• **Given instruction**: Quote word for word the lines below, beginning with the first and ending with the one that has "import React from". Drop the pictures.

● ● ● ● ●

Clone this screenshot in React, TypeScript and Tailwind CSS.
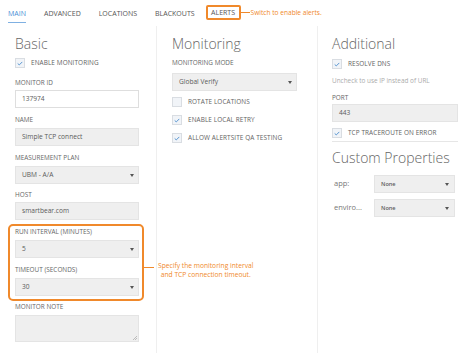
import React from "react";

function Check({ checked }: { checked: boolean }) {
  return (
    <span className="w-[10px] h-[10px] border border-[#d9dde2] bg-[#f1f4f8] flex items-center justify-center shrink-0">
      {checked && (
        <svg width="6" height="5" viewBox="0 0 6 5">
          <path d="M0.7 2.5 L2.3 3.9 L5.3 0.9" stroke="#5b97d1" strokeWidth="1" fill="none" />
        </svg>
      )}
    </span>
  );
}

function CheckRow({ checked, label, className = "" }: { checked: boolean; label: string; className?: string }) {
  return (
    <div className={"flex items-center h-[10px] gap-[6px] " + className}>
      <Check checked={checked} />
      <span className="text-[6.4px] leading-[10px] text-[#626262] tracking-[0.1px]">{label}</span>
    </div>
  );
}

function Label({ text, className = "" }: { text: string; className?: string }) {
  return <div className={"h-[10px] text-[6.4px] leading-[10px] text-[#666] " + className}>{text}</div>;
}

function Arrow() {
  return (
    <svg width="4" height="3" viewBox="0 0 4 3" className="shrink-0">
      <path d="M0 0 L4 0 L2 3 Z" fill="#555" />
    </svg>
  );
}

function Input({ value, white = false, className = "" }: { value: string; white?: boolean; className?: string }) {
  return (
    <div
      className={
        "h-[18px] border flex items-center pl-[6px] text-[6.6px] text-[#5a5a5a] " +
        (white ? "bg-white border-[#dedede] " : "bg-[#efefef] border-[#e4e4e4] ") +
        className
      }
    >
      {value}
    </div>
  );
}

function Select({ value, className = "", small = false }: { value: string; className?: string; small?: boolean }) {
  return (
    <div
      className={
        "h-[18px] border bg-[#efefef] border-[#e4e4e4] flex items-center justify-between text-[#5a5a5a] " +
        (small ? "pl-[6px] pr-[5px] text-[5.6px] font-semibold " : "pl-[6px] pr-[4px] text-[6.6px] ") +
        className
      }
    >
      <span>{value}</span>
      <Arrow />
    </div>
  );
}

function Heading({ text, className = "" }: { text: string; className?: string }) {
  return <div className={"text-[14px] leading-[20px] text-[#666] font-light " + className}>{text}</div>;
}

export default function App() {
  return (
    <div className="w-[474px] h-[353px] bg-white overflow-hidden font-['Open_Sans',sans-serif] flex flex-col">
      {/* Tabs */}
      <div className="h-[26px] flex items-start pl-[8px] text-[7px] text-[#555] shrink-0">
        <div className="relative mt-[8px] h-[11px] leading-[11px] text-[#4a8fd6]">
          MAIN
          <div className="absolute left-0 right-0 top-[14px] h-px bg-[#7fb0e2]" />
        </div>
        <div className="ml-[18px] mt-[8px] leading-[11px]">ADVANCED</div>
        <div className="ml-[18px] mt-[8px] leading-[11px]">LOCATIONS</div>
        <div className="ml-[18px] mt-[8px] leading-[11px]">BLACKOUTS</div>
        <div className="ml-[11px] mt-[5px] h-[15px] w-[35px] border-2 border-[#f0892b] rounded-[2px] flex items-center justify-center leading-[11px]">
          ALERTS
        </div>
        <div className="mt-[12px] w-[9px] h-px bg-[#f0892b]" />
        <div className="mt-[7px] ml-[1px] leading-[11px] text-[6.6px] text-[#f0892b]">Switch to enable alerts.</div>
      </div>

      <div className="flex flex-1">
        {/* Column 1 */}
        <div className="w-[157px] border-r border-[#efefef] pl-[15px] pr-[17px] pt-[8px] flex flex-col">
          <Heading text="Basic" />
          <CheckRow checked label="ENABLE MONITORING" className="mt-[4px]" />
          <Label text="MONITOR ID" className="mt-[10px]" />
          <Input value="137974" white className="mt-[2px] h-[17px]" />
          <Label text="NAME" className="mt-[7px]" />
          <Input value="Simple TCP connect" className="mt-[3px] h-[17px]" />
          <Label text="MEASUREMENT PLAN" className="mt-[7px]" />
          <Select value="UBM - A/A" className="mt-[3px]" />
          <Label text="HOST" className="mt-[6px]" />
          <Input value="smartbear.com" className="mt-[2px]" />
          <div className="relative mt-[4px] -ml-[7px] -mr-[5px] pl-[5px] pr-[3px] border-2 border-[#f0892b] rounded-[5px] pt-[1px] pb-[3px]">
            <Label text="RUN INTERVAL (MINUTES)" />
            <Select value="5" className="mt-[3px]" />
            <Label text="TIMEOUT (SECONDS)" className="mt-[7px]" />
            <Select value="30" className="mt-[3px]" />
            <div className="absolute left-full top-[36px] flex items-start">
              <div className="w-[11px] h-px bg-[#f0892b] mt-[5px] ml-[1px]" />
              <div className="ml-[4px] -mt-[1px] text-center text-[6.7px] leading-[9px] text-[#f0892b] whitespace-nowrap">
                Specify the monitoring interval
                <br />
                and TCP connection timeout.
              </div>
            </div>
          </div>
          <Label text="MONITOR NOTE" className="mt-[1px]" />
          <div className="relative mt-[3px] h-[27px] bg-[#efefef] border border-[#e4e4e4]">
            <svg width="5" height="5" viewBox="0 0 5 5" className="absolute right-[1px] bottom-[1px]">
              <path d="M1 5 L5 1 M3 5 L5 3" stroke="#999" strokeWidth="0.6" />
            </svg>
          </div>
        </div>

        {/* Column 2 */}
        <div className="w-[161px] border-r border-[#efefef] pl-[15px] pr-[20px] pt-[8px] flex flex-col">
          <Heading text="Monitoring" />
          <Label text="MONITORING MODE" className="mt-[4px]" />
          <Select value="Global Verify" className="mt-[5px] h-[17px]" />
          <CheckRow checked={false} label="ROTATE LOCATIONS" className="mt-[6px]" />
          <CheckRow checked label="ENABLE LOCAL RETRY" className="mt-[8px]" />
          <CheckRow checked label="ALLOW ALERTSITE QA TESTING" className="mt-[8px]" />
        </div>

        {/* Column 3 */}
        <div className="flex-1 pl-[14px] pr-[16px] pt-[8px] flex flex-col">
          <Heading text="Additional" />
          <CheckRow checked label="RESOLVE DNS" className="mt-[5px]" />
          <div className="mt-[7px] h-[10px] text-[6.4px] leading-[10px] text-[#ababab]">Uncheck to use IP instead of URL</div>
          <Label text="PORT" className="mt-[7px]" />
          <Input value="443" className="mt-[1px] h-[17px]" />
          <CheckRow checked label="TCP TRACEROUTE ON ERROR" className="mt-[6px]" />
          <div className="mt-[3px] h-px bg-[#e6e6e6]" />
          <Heading text="Custom Properties" className="mt-[6px]" />
          <div className="mt-[7px] flex items-center">
            <span className="w-[42px] pl-[2px] text-[7.5px] text-[#777]">app:</span>
            <Select value="None" small className="w-[81px] h-[17px]" />
          </div>
          <div className="mt-[6px] flex items-center">
            <span className="w-[42px] pl-[2px] text-[7.5px] text-[#777]">enviro...</span>
            <Select value="None" small className="w-[81px] h-[17px]" />
          </div>
        </div>
      </div>
    </div>
  );
}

● ● ● ● ●

• **Task response**:
Clone this screenshot in React, TypeScript and Tailwind CSS.
import React from "react";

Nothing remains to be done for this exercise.